Publié le 03 janvier 2012 par Juan
Dans l'entourage de Nicolas Sarkozy, on pense qu'il s'agit d'une course contre la montre. D'ici l'élection présidentielle, les juges Marc Trévidic, d'une part, et Renaud van Ruymbeke et Roger Le Loire d'autre part, se dépêcheraient de terminer leurs instructions des deux volets, criminel et financier, de l'affaire dite de Karachi avant le premier tour de l'élection présidentielle.
Dans l'entourage de Nicolas Sarkozy, on est sûr qu'il s'agit d'une instrumentalisation politique, que ces révélations à répétition (jusqu'à cette dernière de Libération, lundi 2 janvier 2012), ne sont que l'oeuvre de journalistes engagés et anti-sarkozystes. Pourtant, la manoeuvre politique était ailleurs, du côté des pouvoirs publics depuis 2002. Depuis l'attentat de mai 2002 à Karachi, l'enquête a fait fausse route, orientée (volontairement ?) vers une piste terroriste. Ce n'est que récemment, en 2009, à l'occasion d'un changement de juge, qu'elle a enfin progressé.

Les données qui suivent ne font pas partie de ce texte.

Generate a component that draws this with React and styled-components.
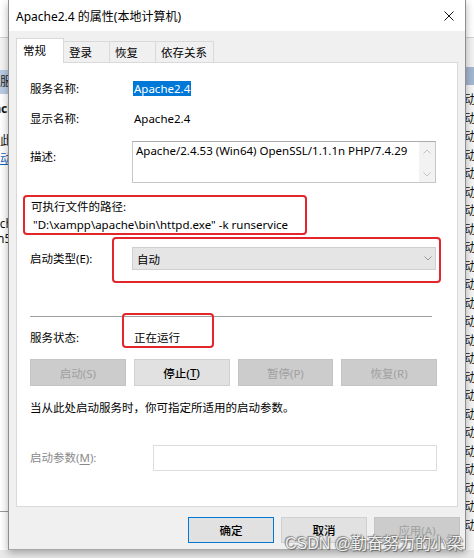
import React from "react";
import styled, { createGlobalStyle } from "styled-components";

const Global = createGlobalStyle`
  html, body { margin: 0; padding: 0; background: #ebebeb; }
  body { font-family: "Noto Sans", "Noto Sans CJK SC", sans-serif; }
`;

const FONT = `"Noto Sans", "Noto Sans CJK SC", sans-serif`;

const Screen = styled.div`
  position: relative;
  width: 474px;
  height: 558px;
  overflow: hidden;
  display: flex;
  flex-direction: column;
  background: #ebebeb;
  font-family: ${FONT};
  font-size: 11.5px;
  color: #000;
`;

const Desk = styled.div`
  display: flex;
  height: 550px;
  flex: none;
`;

const Strip = styled.div`
  width: 8px;
  flex: none;
  overflow: hidden;
  background: ${(p) => p.$bg || "#fff"};
  display: flex;
  flex-direction: column;
  white-space: nowrap;
  font-size: 12px;
`;

const StripTop = styled.div`
  height: 37px;
  flex: none;
  background: #fff;
  border-bottom: 1px solid #d2d2d2;
`;

const StripFill = styled.div`
  height: ${(p) => p.$h}px;
  flex: none;
  background: ${(p) => p.$bg || "#f4f4f4"};
`;

const StripHead = styled.div`
  height: ${(p) => p.$h}px;
  flex: none;
  background: ${(p) => p.$bg};
  line-height: ${(p) => p.$h}px;
  color: #222;
`;

const StripText = styled.div`
  flex: none;
  height: ${(p) => p.$h || 18}px;
  line-height: ${(p) => p.$h || 18}px;
  margin-top: ${(p) => p.$mt || 0}px;
  margin-left: ${(p) => p.$ml || 0}px;
  font-weight: ${(p) => (p.$bold ? 700 : 400)};
  color: ${(p) => p.$color || "#111"};
  text-decoration: ${(p) => (p.$link ? "underline" : "none")};
`;

const StripRule = styled.div`
  flex: none;
  height: 1px;
  margin-top: ${(p) => p.$mt}px;
  background: #9a9a9a;
`;

const Dialog = styled.div`
  width: 458px;
  flex: none;
  box-sizing: border-box;
  display: flex;
  flex-direction: column;
  background: #f0f0f0;
  border-left: 1px solid #8e8e8e;
  border-right: 1px solid #8e8e8e;
  border-bottom: 1px solid #a8a8a8;
  box-shadow: 0 3px 8px rgba(0, 0, 0, 0.3);
  position: relative;
  z-index: 1;
`;

const TitleBar = styled.div`
  height: 31px;
  flex: none;
  background: #fff;
  display: flex;
  align-items: center;
  justify-content: space-between;
  padding: 0 11px 0 7px;
  font-size: 12px;
  color: #000;
`;

const CloseButton = styled.div`
  width: 10px;
  height: 10px;
  display: flex;
`;

const Body = styled.div`
  flex: 1;
  display: flex;
  flex-direction: column;
  padding: 0 7px;
`;

const TabBar = styled.div`
  margin-top: 7px;
  height: 25px;
  flex: none;
  display: flex;
  align-items: flex-end;
  position: relative;
  z-index: 2;
`;

const Tab = styled.div`
  box-sizing: border-box;
  width: ${(p) => p.$w}px;
  height: ${(p) => (p.$active ? 25 : 21)}px;
  margin-bottom: ${(p) => (p.$active ? 0 : 1)}px;
  padding-left: ${(p) => (p.$active ? 6 : 5)}px;
  line-height: ${(p) => (p.$active ? 24 : 21)}px;
  background: ${(p) => (p.$active ? "#fff" : "#f0f0f0")};
  border: 1px solid #d9d9d9;
  border-bottom: none;
  border-left: ${(p) => (p.$active ? "1px solid #d9d9d9" : "none")};
`;

const Panel = styled.div`
  position: relative;
  box-sizing: border-box;
  height: 445px;
  flex: none;
  margin-top: -1px;
  background: #fff;
  border: 1px solid #d9d9d9;
  padding: 15px 20px 0 13px;
  display: flex;
  flex-direction: column;
`;

const Row = styled.div`
  position: relative;
  display: grid;
  grid-template-columns: ${(p) => p.$label || 102}px 1fr;
  align-items: ${(p) => p.$align || "center"};
  height: ${(p) => p.$h}px;
  margin-top: ${(p) => p.$mt || 0}px;
  flex: none;
`;

const Label = styled.div`
  line-height: 18px;
  padding-top: ${(p) => p.$pt || 0}px;
  color: ${(p) => (p.$disabled ? "#8a8a8a" : "#000")};
  white-space: nowrap;
`;

const Value = styled.div`
  padding-left: 2px;
  line-height: 18px;
  white-space: nowrap;
`;

const Selected = styled.span`
  background: #0078d7;
  color: #fff;
  padding: 0 1px;
  margin-left: -1px;
  line-height: 15px;
  display: inline-block;
`;

const TextArea = styled.div`
  box-sizing: border-box;
  width: 304px;
  height: 42px;
  border: 1px solid #c6c6c6;
  border-top-color: #acacac;
  display: flex;
`;

const AreaText = styled.div`
  flex: 1;
  padding-left: 3px;
  line-height: 18px;
  white-space: nowrap;
  overflow: hidden;
`;

const ScrollBar = styled.div`
  width: 16px;
  flex: none;
  background: #f2f2f2;
  display: flex;
  flex-direction: column;
  align-items: center;
  justify-content: space-between;
  padding: 7px 0 5px;
  box-sizing: border-box;
`;

const PathBlock = styled.div`
  position: relative;
  margin-top: ${(p) => p.$mt}px;
  flex: none;
`;

const Line = styled.div`
  line-height: 18px;
  padding-left: ${(p) => p.$pl || 0}px;
  white-space: nowrap;
  color: ${(p) => p.$color || "#000"};
  font-size: ${(p) => p.$fs || 11.5}px;
`;

const Combo = styled.div`
  box-sizing: border-box;
  width: 304px;
  height: 23px;
  background: #e5e5e5;
  border: 1px solid #cfcfcf;
  display: flex;
  align-items: center;
  justify-content: space-between;
  padding: 0 3px 0 4px;
`;

const Separator = styled.div`
  height: 1px;
  flex: none;
  width: 402px;
  margin-top: 46px;
  background: #a0a0a0;
`;

const ButtonGrid = styled.div`
  display: grid;
  grid-template-columns: repeat(4, 1fr);
  gap: 8px;
  height: 27px;
  margin-top: 10px;
  flex: none;
`;

const Button = styled.div`
  box-sizing: border-box;
  height: ${(p) => p.$h || 27}px;
  width: ${(p) => (p.$w ? `${p.$w}px` : "auto")};
  display: flex;
  align-items: center;
  justify-content: center;
  white-space: nowrap;
  font-weight: ${(p) => (p.$disabled ? 400 : 500)};
  background: ${(p) => (p.$disabled ? "#cccccc" : "#e1e1e1")};
  border: 1px solid
    ${(p) => (p.$default ? "#0078d7" : p.$disabled ? "#c4c4c4" : "#d0d0d0")};
  color: ${(p) => (p.$disabled ? "#a0a0a0" : "#000")};
`;

const Key = styled.span`
  text-decoration: underline;
  text-underline-offset: 2px;
`;

const Input = styled.div`
  box-sizing: border-box;
  width: 284px;
  height: 26px;
  background: #fff;
  border: 1px solid #dcdcdc;
`;

const RedMark = styled.div`
  position: absolute;
  left: ${(p) => p.$l}px;
  top: ${(p) => p.$t}px;
  width: ${(p) => p.$w}px;
  height: ${(p) => p.$h}px;
  box-sizing: border-box;
  border: 2px solid #e3262b;
  border-radius: 4px;
  pointer-events: none;
`;

const Footer = styled.div`
  display: flex;
  justify-content: flex-end;
  gap: 7px;
  padding-top: 10px;
  margin-right: -2px;
`;

const BottomStrip = styled.div`
  height: 8px;
  flex: none;
  background: #e9e9e9;
`;

const Watermark = styled.div`
  position: absolute;
  right: 11px;
  top: 534px;
  z-index: 5;
  font-family: "Liberation Sans", "Noto Sans CJK SC", sans-serif;
  font-size: 16px;
  line-height: 20px;
  color: rgba(255, 255, 255, 0.92);
  text-shadow: 0 0 1px #5a5a5a, 1px 1px 1px #6a6a6a, -1px -1px 1px #8a8a8a;
  white-space: nowrap;
`;

const Chevron = ({ up, color = "#a8a8a8" }) => (
  <svg width="8" height="5" viewBox="0 0 8 5">
    <path
      d={up ? "M0.5 4.5 L4 1 L7.5 4.5" : "M0.5 0.5 L4 4 L7.5 0.5"}
      fill="none"
      stroke={color}
      strokeWidth="1"
    />
  </svg>
);

const CloseIcon = () => (
  <svg width="10" height="10" viewBox="0 0 10 10">
    <path d="M0.5 0.5 L9.5 9.5 M9.5 0.5 L0.5 9.5" stroke="#111" strokeWidth="1" />
  </svg>
);

const rightRows = Array.from({ length: 24 }, (_, i) => i);

export default function App() {
  return (
    <>
      <Global />
      <Screen>
        <Desk>
          <Strip>
            <StripTop />
            <StripFill $h={32} />
            <StripHead $h={24} $bg="#b9cce3">服务</StripHead>
            <StripText $mt={6} $ml={-22} $bold>Apache</StripText>
            <StripText $mt={14}>此服务</StripText>
            <StripText $color="#1a5fb4" $link>动此</StripText>
            <StripText $mt={48} $h={15} $ml={-22}>Apache</StripText>
            <StripText $h={15} $ml={-3}>n5</StripText>
            <StripRule $mt={265} />
          </Strip>

          <Dialog>
            <TitleBar>
              <span>Apache2.4 的属性(本地计算机)</span>
              <CloseButton>
                <CloseIcon />
              </CloseButton>
            </TitleBar>
            <Body>
              <TabBar>
                <Tab $active $w={48}>常规</Tab>
                <Tab $w={46}>登录</Tab>
                <Tab $w={46}>恢复</Tab>
                <Tab $w={58}>依存关系</Tab>
              </TabBar>
              <Panel>
                <Row $h={22}>
                  <Label>服务名称:</Label>
                  <Value>
                    <Selected>Apache2.4</Selected>
                  </Value>
                </Row>
                <Row $h={22} $mt={8}>
                  <Label>显示名称:</Label>
                  <Value>Apache2.4</Value>
                </Row>
                <Row $h={42} $mt={11} $align="start">
                  <Label $pt={7}>描述:</Label>
                  <TextArea>
                    <AreaText>Apache/2.4.53 (Win64) OpenSSL/1.1.1n PHP/7.4.29</AreaText>
                    <ScrollBar>
                      <Chevron up color="#c2c2c2" />
                      <Chevron color="#c2c2c2" />
                    </ScrollBar>
                  </TextArea>
                </Row>
                <PathBlock $mt={15}>
                  <Line $pl={1}>可执行文件的路径:</Line>
                  <Line $pl={3}>"D:\xampp\apache\bin\httpd.exe" -k runservice</Line>
                  <RedMark $l={-7} $t={-3} $w={284} $h={40} />
                </PathBlock>
                <Row $h={23} $mt={13}>
                  <Label>启动类型(E):</Label>
                  <Combo>
                    <span>自动</span>
                    <Chevron color="#9a9a9a" />
                  </Combo>
                  <RedMark $l={82} $t={-10} $w={329} $h={46} />
                </Row>
                <Separator />
                <Row $h={22} $mt={10}>
                  <Label>服务状态:</Label>
                  <Value>正在运行</Value>
                  <RedMark $l={92} $t={-14} $w={92} $h={35} />
                </Row>
                <ButtonGrid>
                  <Button $disabled>启动(S)</Button>
                  <Button>
                    停止(<Key>T</Key>)
                  </Button>
                  <Button $disabled>暂停(P)</Button>
                  <Button $disabled>恢复(R)</Button>
                </ButtonGrid>
                <PathBlock $mt={13}>
                  <Line>当从此处启动服务时，你可指定所适用的启动参数。</Line>
                </PathBlock>
                <Row $h={26} $mt={28} $label={123}>
                  <Label $disabled>
                    启动参数(<Key>M</Key>):
                  </Label>
                  <Input />
                </Row>
              </Panel>
              <Footer>
                <Button $default $w={86} $h={26}>确定</Button>
                <Button $w={86} $h={26}>取消</Button>
                <Button $disabled $w={86} $h={26}>应用(A)</Button>
              </Footer>
            </Body>
          </Dialog>

          <Strip $bg="#f6f6f6">
            <StripTop />
            <StripFill $h={29} $bg="#f3f3f3" />
            <StripHead $h={18} $bg="#a3b7d0" />
            {rightRows.map((i) => (
              <StripText key={i} $h={18.5} $ml={-2} $mt={i === 0 ? 6 : 0}>
                动
              </StripText>
            ))}
          </Strip>
        </Desk>
        <BottomStrip />
        <Watermark>CSDN @勤奋努力的小梁</Watermark>
      </Screen>
    </>
  );
}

Depuis l'été dernier, les révélations de Mediapart et de deux anciennes épouses de deux proches du clan Sarkozy ont ajouté de nouvelles frayeurs à l'aréopage sarkozyen. Ces derniers jours, l'AFP, Mediapart puis Libération ont porté de nouvelles pièces de l'affaire à la connaissance du grand public.
Les aveux...
Pendant la prétendue trêve de Noël, quelques informations supplémentaires sont venues troubler le repos de l'équipe élyséenne.
1. Le 31 décembre, l'AFP a publié des extraits de PV d'audition de Renaud Donnedieu de Vabres (RDDV) mi-décembre. En des termes très clairs, RDDV a admis les 13 et 14 décembre dernier aux enquêteurs de la Division nationale d'investigations financières (DNIF) avoir imposé Ziad Takieddine et Abdul Rahman El-Assir comme informateurs dans la vente des sous-marins français Agosta au Pakistan en 1994. Mais il a récusé le terme d'intermédiaire, il préféra l'expression « personne utile par leurs informations ». L'AFP a livré quelques extraits du PV d'audition vendredi dernier. Ziad Takieddine nie d'ailleurs toujours avoir perçu 26 millions d'euros de commission sur ce contrat.

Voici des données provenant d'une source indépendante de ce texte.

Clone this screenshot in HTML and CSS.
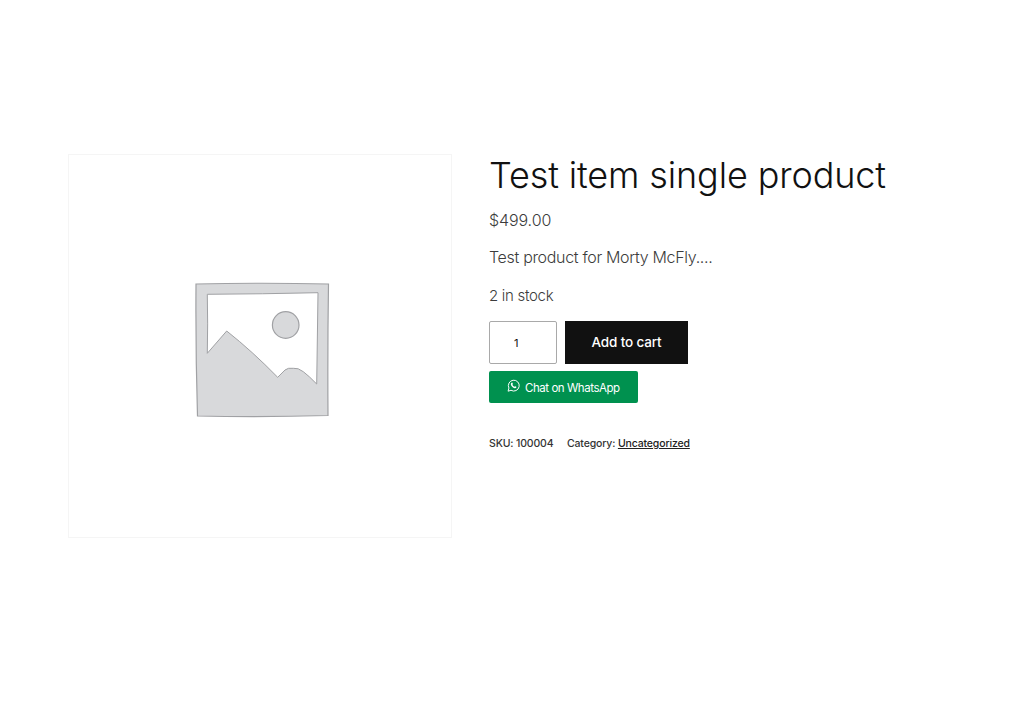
FILE: index.html
```html
<!DOCTYPE html>
<html lang="en">
<head>
<meta charset="utf-8">
<title>Test item single product</title>
<link rel="stylesheet" href="styles.css">
</head>
<body>
<main class="product">
  <div class="gallery">
    <svg class="placeholder" viewBox="69 155 382 382" aria-hidden="true">
      <path class="frame" d="M196 284 Q262 282.500 328.500 284 Q327.500 350 328 415.500 Q262 417.500 197.500 416 Q195.500 350 196 284Z"/>
      <path class="window" d="M207.300 294.300 Q262 294 318 292.700 L316.700 384 Q309 376 303.300 371.700 Q298 367.500 293.300 368.300 Q288 367.500 285 370 L277.700 377.300 Q252 351 226.700 331 L207.300 353.300 Q208 324 207.300 294.300Z"/>
      <circle class="sun" cx="285.700" cy="325" r="13.300"/>
    </svg>
  </div>
  <div class="summary">
    <h1 class="title">Test item single product</h1>
    <p class="price">$499.00</p>
    <p class="desc">Test product for Morty McFly....</p>
    <p class="stock">2 in stock</p>
    <form class="cart">
      <input class="qty" type="number" value="1" aria-label="Quantity">
      <button class="add" type="button">Add to cart</button>
    </form>
    <a class="wa" href="#">
      <svg class="wa-icon" viewBox="0 0 24 24" aria-hidden="true">
        <path class="wa-bubble" d="M2 22.500 L3.600 16.700 A10 10 0 1 1 7.400 20.800 Z"/>
        <path class="wa-phone" d="M8.600 6.800 C9.200 6.300 9.700 6.400 10 7 L10.800 8.900 C11 9.400 10.400 10 10 10.500 C10.700 12.200 12 13.400 13.700 14.100 C14.200 13.700 14.700 13 15.200 13.200 L17.100 14.200 C17.600 14.500 17.500 15.100 17.200 15.800 C16.700 16.800 15.300 17.300 14.200 17 C10.600 16.100 7.800 13.200 7.100 10 C6.800 8.700 7.600 7.400 8.600 6.800Z"/>
      </svg>
      <span class="wa-label">Chat on WhatsApp</span>
    </a>
    <div class="meta">
      <span>SKU: 100004</span>
      <span>Category: <a href="#">Uncategorized</a></span>
    </div>
  </div>
</main>
</body>
</html>
```
FILE: styles.css
```css
* { box-sizing: border-box; }
html, body { margin: 0; background: #fff; }
body { font-family: "Inter", "Liberation Sans", sans-serif; color: #111; height: 720px; overflow: hidden; }
.product { display: flex; align-items: flex-start; gap: 37px; padding: 154px 0 0 68px; }
.gallery { width: 384px; height: 384px; border: 1px solid #f5f5f5; flex: none; }
.placeholder { display: block; width: 382px; height: 382px; }
.frame { fill: #d8d9db; stroke: #a0a1a4; stroke-width: 1.200; }
.window { fill: #fff; stroke: #a0a1a4; stroke-width: 1; }
.sun { fill: #d8d9db; stroke: #a0a1a4; stroke-width: 1.200; }
.summary { flex: none; width: 500px; }
.title { margin: 0; font-size: 36px; line-height: 42px; font-weight: 300; color: #111; letter-spacing: -0.130px; }
.price { margin: 12px 0 0; font-size: 16px; line-height: 24px; font-weight: 300; color: #3c3c3c; letter-spacing: -0.100px; }
.desc { margin: 13px 0 0; font-size: 16px; line-height: 24px; font-weight: 300; color: #3c3c3c; letter-spacing: -0.320px; }
.stock { margin: 15px 0 0; font-size: 15px; line-height: 24px; font-weight: 300; color: #3c3c3c; letter-spacing: -0.300px; }
.cart { display: flex; gap: 8px; margin-top: 13px; }
.qty { width: 68px; height: 43px; padding: 0 0 0 24px; border: 1px solid #a9a9a9; border-radius: 2px; background: #fff; font: 400 11px "Inter", sans-serif; color: #111; appearance: textfield; }
.add { width: 123px; height: 43px; padding: 0 0 1px; border: 0; background: #111; color: #fff; font: 500 13.500px "Inter", sans-serif; letter-spacing: -0.150px; }
.wa { display: flex; align-items: center; width: 149px; height: 32px; margin-top: 7px; padding-left: 18px; gap: 5px; background: #00914f; border-radius: 2px; color: #fff; font-size: 11.500px; font-weight: 400; letter-spacing: -0.450px; text-decoration: none; }
.wa-icon { width: 13px; height: 13px; flex: none; margin-top: -3px; }
.wa-label { margin-top: 2px; }
.wa-bubble { fill: none; stroke: #fff; stroke-width: 1.800; stroke-linejoin: round; }
.wa-phone { fill: #fff; }
.meta { display: flex; gap: 13.500px; margin-top: 34px; font-size: 10.500px; line-height: 14px; font-weight: 500; color: #333; letter-spacing: -0.150px; }
.meta a { color: #222; text-decoration: underline; }
```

En revanche, RDDV ne sait pas comment ces informateurs-clés ont été rémunérés: « Je me doutais qu'un certain nombre de personnes allaient toucher des commissions, dont M. Takieddine. Par contre je ne savais pas par quel biais ni le montant qu'il allait percevoir ».
2. Dans un article du 29 décembre dernier, Mediapart a révélé que Ziad Takieddine reconnaissait avoir versé des fonds à Thierry Gaubert, l'ancien collaborateur de Nicolas Sarkozy. Le site a même trouvé trace d'un virement de 100.000 dollars de Takieddine à Gaubert en octobre 2010.
À la question du juge Van Ruymbeke «lui avez-vous remis de l'argent ?», M. Takieddine a répondu : «Oui, sur différentes périodes, par des virements, sur sa demande. Il avait besoin d'argent, il voulait que je lui prête de l'argent. Il ne m'a remboursé que très partiellement.»
3. Thierry Gaubert a bel et bien transféré des espèces de Suisse en France au moment des faits. Son ex-femme l'accuse. Le 29 décembre dernier, Mediapart complète: « Les policiers en ont retrouvé la trace. » Et précise que Thierry Gaubert, interrogé le 16 décembre dernier par la police, « n'a pas pu justifier l'origine des fonds déposés en 1995 − un million de francs suisses −, ni même les dépôts suivants. »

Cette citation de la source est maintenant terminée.